Ascertaining Before Audit Your Business Sales and Use Tax Compliance Risk Is Advised

Preface: An often bewildering and overlooked area of tax compliance is sales and use tax. This blog is to increase the awareness of addressing these risks in a proactive manner with your tax advisor(s).

 

Ascertaining Before Audit Your Business Sales and Use Tax Compliance Risk(s) Is Advised

Sales tax is an increasingly important tax compliance area for many businesses. Sales tax can be charged at more than just the state level. 45 states impose sales and use tax on purchases of tangible goods, and 4,696 cities and 1,602 counties also impose sales tax. If you’re conducting business across state lines, you should assess your nexus for jurisdictional sales and use tax compliance risk(s). More importantly for your customers, these sales tax deductions continue to be an itemized deduction on Schedule A with passage of 2015 “tax extenders” bill, coined the Protecting Americans from Tax Hikes (PATH).

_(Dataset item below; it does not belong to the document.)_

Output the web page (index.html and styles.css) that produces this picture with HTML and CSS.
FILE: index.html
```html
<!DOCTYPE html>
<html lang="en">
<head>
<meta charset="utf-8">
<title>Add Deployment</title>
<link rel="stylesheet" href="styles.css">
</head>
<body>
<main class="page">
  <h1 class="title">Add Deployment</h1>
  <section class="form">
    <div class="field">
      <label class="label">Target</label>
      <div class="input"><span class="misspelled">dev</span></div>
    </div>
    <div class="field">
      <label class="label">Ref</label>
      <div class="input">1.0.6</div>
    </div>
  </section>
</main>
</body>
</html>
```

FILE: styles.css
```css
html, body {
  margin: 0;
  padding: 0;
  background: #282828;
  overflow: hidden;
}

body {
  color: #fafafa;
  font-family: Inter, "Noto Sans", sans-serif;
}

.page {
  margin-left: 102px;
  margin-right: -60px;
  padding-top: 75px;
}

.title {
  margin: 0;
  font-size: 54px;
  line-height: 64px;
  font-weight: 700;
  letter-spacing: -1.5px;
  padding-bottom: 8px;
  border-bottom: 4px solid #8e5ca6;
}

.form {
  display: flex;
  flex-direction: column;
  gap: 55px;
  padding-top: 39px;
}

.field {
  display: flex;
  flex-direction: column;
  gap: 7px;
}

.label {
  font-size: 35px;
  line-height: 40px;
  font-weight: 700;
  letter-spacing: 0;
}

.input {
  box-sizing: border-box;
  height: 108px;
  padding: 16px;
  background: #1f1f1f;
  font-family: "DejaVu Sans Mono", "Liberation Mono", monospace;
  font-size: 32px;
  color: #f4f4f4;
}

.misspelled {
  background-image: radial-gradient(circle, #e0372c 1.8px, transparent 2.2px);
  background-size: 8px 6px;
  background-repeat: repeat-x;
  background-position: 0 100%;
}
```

Sales tax is often assessed on the retail level for sales of inventory or services, or transfers and exchanges of taxable inventory or services. All sales are presumed taxable at the retail level unless proven otherwise. Sales tax is added to the price of the product or service and remitted to the state by the seller who charges and collects the tax, e.g. your business purchases a new snow blower from Millers Hardware Superstore, sales tax is charged on the sale, and the seller, Millers Hardware Superstore, remits that sales tax to the state. The complexity begins with special sales tax rules state-to-state specific on inventory items or services. Investing in sales tax compliance assurance is advised for every business.

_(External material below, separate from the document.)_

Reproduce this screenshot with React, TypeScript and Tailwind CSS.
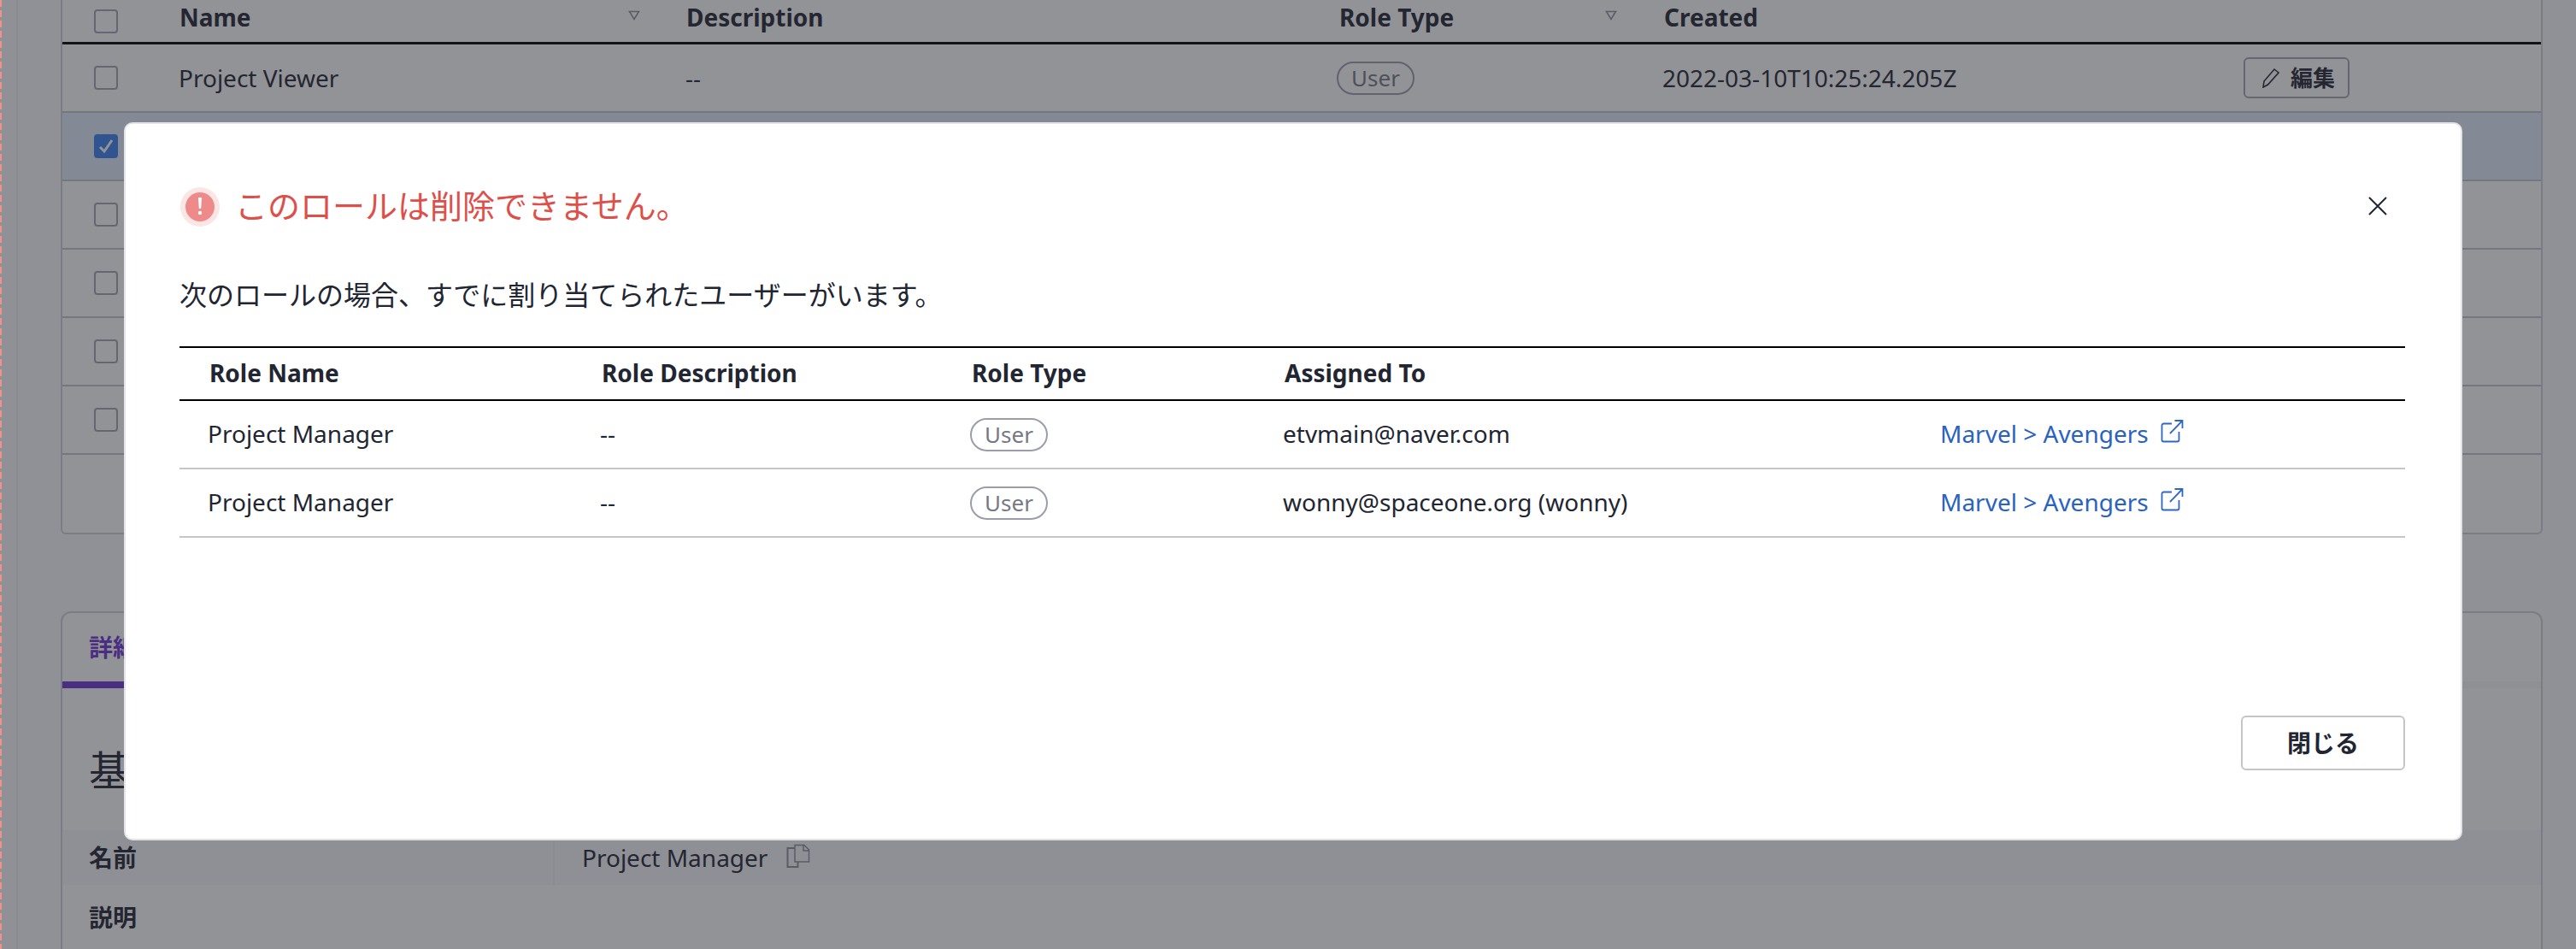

Use tax on the other hand, is a tax on the use or consumption of a taxable item or service that no sales has been charged or paid. The tax often applies to purchases made outside the state and used in the state, e.g. you live in Pennsylvania and purchase a snow blower in Delaware from say Home Depot, you need to pay use tax on the purchase. Use tax also applies to goods initially bought exempt from sales tax, but used for a non-exempt purpose. Use tax can be self-assessed and paid to the state, or collected from the customer from an out-of-state vendor registered with the purchaser’s state. Investing in use tax compliance assurance is advised for every business.

Use tax rates are the same as sales tax rates. Use tax levels the playing field for in-state vendors from pricing advantages of purchasing in sales tax free zone. States with budget concerns are now placing more scrutiny on sales tax with expanded jurisdiction on out-of-state vendors, increasing audit aggressiveness, expanding the tax base to include more inventory items and services, and sometimes increasing the tax rates.

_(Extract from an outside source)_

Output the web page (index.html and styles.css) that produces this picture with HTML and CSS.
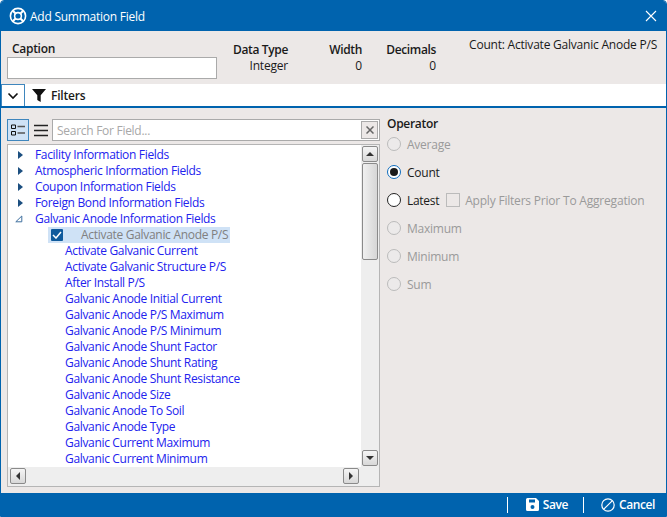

The seller is primarily responsible, and liable for collecting and paying the sales tax, whether they have collected the tax or not on the sale. Most often, a vendor must collect tax with respect to taxable sales unless the customer or client shows a valid exemption certificate. If the seller fails to assess sales tax, the state can proceed to collect that tax either from the seller, or purchaser. Yet, often the vendor pays the tax as an additional expense in instances where collection is overlooked. This can be expensive. While the vendor has the right to collect from purchaser, it may be impractical, or imprudent. Even if the vendor is fortunate enough to collect the tax from the customer(s), after the fact, the penalties, interest, and cost of collection can be steep.

Summary: If your business sells inventory or services, be cautious to adhere to proper sales and use tax guidelines and regulation, collecting and remitting the appropriate tax(es) on applicable sales. Talk with a tax expert for sales and use tax assurance, especially when adding new inventory items or services in your business, or selling into foreign tax jurisdictions.